**Given problem:** Do not include the pictures; repeat the rest of the data exactly.

------ Dataset excerpt

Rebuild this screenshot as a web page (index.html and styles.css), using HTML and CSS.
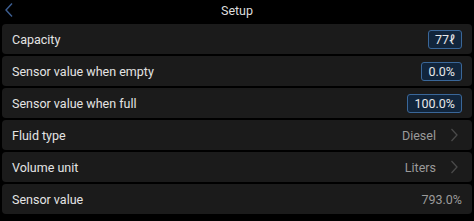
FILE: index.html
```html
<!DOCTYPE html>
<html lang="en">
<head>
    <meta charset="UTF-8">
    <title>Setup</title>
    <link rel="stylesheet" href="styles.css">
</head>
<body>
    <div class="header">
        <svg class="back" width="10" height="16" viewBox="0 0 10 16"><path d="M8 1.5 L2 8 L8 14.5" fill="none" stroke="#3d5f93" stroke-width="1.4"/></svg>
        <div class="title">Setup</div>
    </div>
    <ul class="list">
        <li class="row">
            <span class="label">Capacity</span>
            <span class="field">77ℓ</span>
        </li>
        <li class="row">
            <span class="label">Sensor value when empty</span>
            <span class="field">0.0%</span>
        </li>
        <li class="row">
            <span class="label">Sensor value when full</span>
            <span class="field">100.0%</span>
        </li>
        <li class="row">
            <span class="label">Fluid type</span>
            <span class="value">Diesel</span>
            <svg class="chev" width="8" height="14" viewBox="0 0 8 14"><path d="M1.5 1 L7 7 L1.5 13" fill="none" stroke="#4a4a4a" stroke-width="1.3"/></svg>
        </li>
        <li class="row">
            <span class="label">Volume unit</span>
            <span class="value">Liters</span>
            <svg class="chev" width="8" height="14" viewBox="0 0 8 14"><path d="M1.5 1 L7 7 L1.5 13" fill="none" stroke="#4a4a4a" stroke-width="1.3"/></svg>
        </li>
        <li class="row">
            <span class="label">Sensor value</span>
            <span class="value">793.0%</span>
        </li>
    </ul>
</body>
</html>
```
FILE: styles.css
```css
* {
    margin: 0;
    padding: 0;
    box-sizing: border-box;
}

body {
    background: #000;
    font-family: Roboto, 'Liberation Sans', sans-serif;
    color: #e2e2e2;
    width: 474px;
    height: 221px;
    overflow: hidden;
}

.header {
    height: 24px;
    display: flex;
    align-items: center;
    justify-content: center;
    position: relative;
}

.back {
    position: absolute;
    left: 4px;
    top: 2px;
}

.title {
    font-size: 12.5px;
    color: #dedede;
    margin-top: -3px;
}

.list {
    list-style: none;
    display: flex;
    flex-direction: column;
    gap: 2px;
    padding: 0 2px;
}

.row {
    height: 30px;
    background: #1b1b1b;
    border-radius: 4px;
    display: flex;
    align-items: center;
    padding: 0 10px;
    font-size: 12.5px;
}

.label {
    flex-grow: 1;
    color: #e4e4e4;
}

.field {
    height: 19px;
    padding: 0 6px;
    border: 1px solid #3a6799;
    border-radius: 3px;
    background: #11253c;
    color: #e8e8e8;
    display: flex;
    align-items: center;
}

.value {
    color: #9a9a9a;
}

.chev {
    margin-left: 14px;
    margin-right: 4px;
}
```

------------

**Complete answer:**
Rebuild this screenshot as a web page (index.html and styles.css), using HTML and CSS.
FILE: index.html
```html
<!DOCTYPE html>
<html lang="en">
<head>
    <meta charset="UTF-8">
    <title>Setup</title>
    <link rel="stylesheet" href="styles.css">
</head>
<body>
    <div class="header">
        <svg class="back" width="10" height="16" viewBox="0 0 10 16"><path d="M8 1.5 L2 8 L8 14.5" fill="none" stroke="#3d5f93" stroke-width="1.4"/></svg>
        <div class="title">Setup</div>
    </div>
    <ul class="list">
        <li class="row">
            <span class="label">Capacity</span>
            <span class="field">77ℓ</span>
        </li>
        <li class="row">
            <span class="label">Sensor value when empty</span>
            <span class="field">0.0%</span>
        </li>
        <li class="row">
            <span class="label">Sensor value when full</span>
            <span class="field">100.0%</span>
        </li>
        <li class="row">
            <span class="label">Fluid type</span>
            <span class="value">Diesel</span>
            <svg class="chev" width="8" height="14" viewBox="0 0 8 14"><path d="M1.5 1 L7 7 L1.5 13" fill="none" stroke="#4a4a4a" stroke-width="1.3"/></svg>
        </li>
        <li class="row">
            <span class="label">Volume unit</span>
            <span class="value">Liters</span>
            <svg class="chev" width="8" height="14" viewBox="0 0 8 14"><path d="M1.5 1 L7 7 L1.5 13" fill="none" stroke="#4a4a4a" stroke-width="1.3"/></svg>
        </li>
        <li class="row">
            <span class="label">Sensor value</span>
            <span class="value">793.0%</span>
        </li>
    </ul>
</body>
</html>
```
FILE: styles.css
```css
* {
    margin: 0;
    padding: 0;
    box-sizing: border-box;
}

body {
    background: #000;
    font-family: Roboto, 'Liberation Sans', sans-serif;
    color: #e2e2e2;
    width: 474px;
    height: 221px;
    overflow: hidden;
}

.header {
    height: 24px;
    display: flex;
    align-items: center;
    justify-content: center;
    position: relative;
}

.back {
    position: absolute;
    left: 4px;
    top: 2px;
}

.title {
    font-size: 12.5px;
    color: #dedede;
    margin-top: -3px;
}

.list {
    list-style: none;
    display: flex;
    flex-direction: column;
    gap: 2px;
    padding: 0 2px;
}

.row {
    height: 30px;
    background: #1b1b1b;
    border-radius: 4px;
    display: flex;
    align-items: center;
    padding: 0 10px;
    font-size: 12.5px;
}

.label {
    flex-grow: 1;
    color: #e4e4e4;
}

.field {
    height: 19px;
    padding: 0 6px;
    border: 1px solid #3a6799;
    border-radius: 3px;
    background: #11253c;
    color: #e8e8e8;
    display: flex;
    align-items: center;
}

.value {
    color: #9a9a9a;
}

.chev {
    margin-left: 14px;
    margin-right: 4px;
}
```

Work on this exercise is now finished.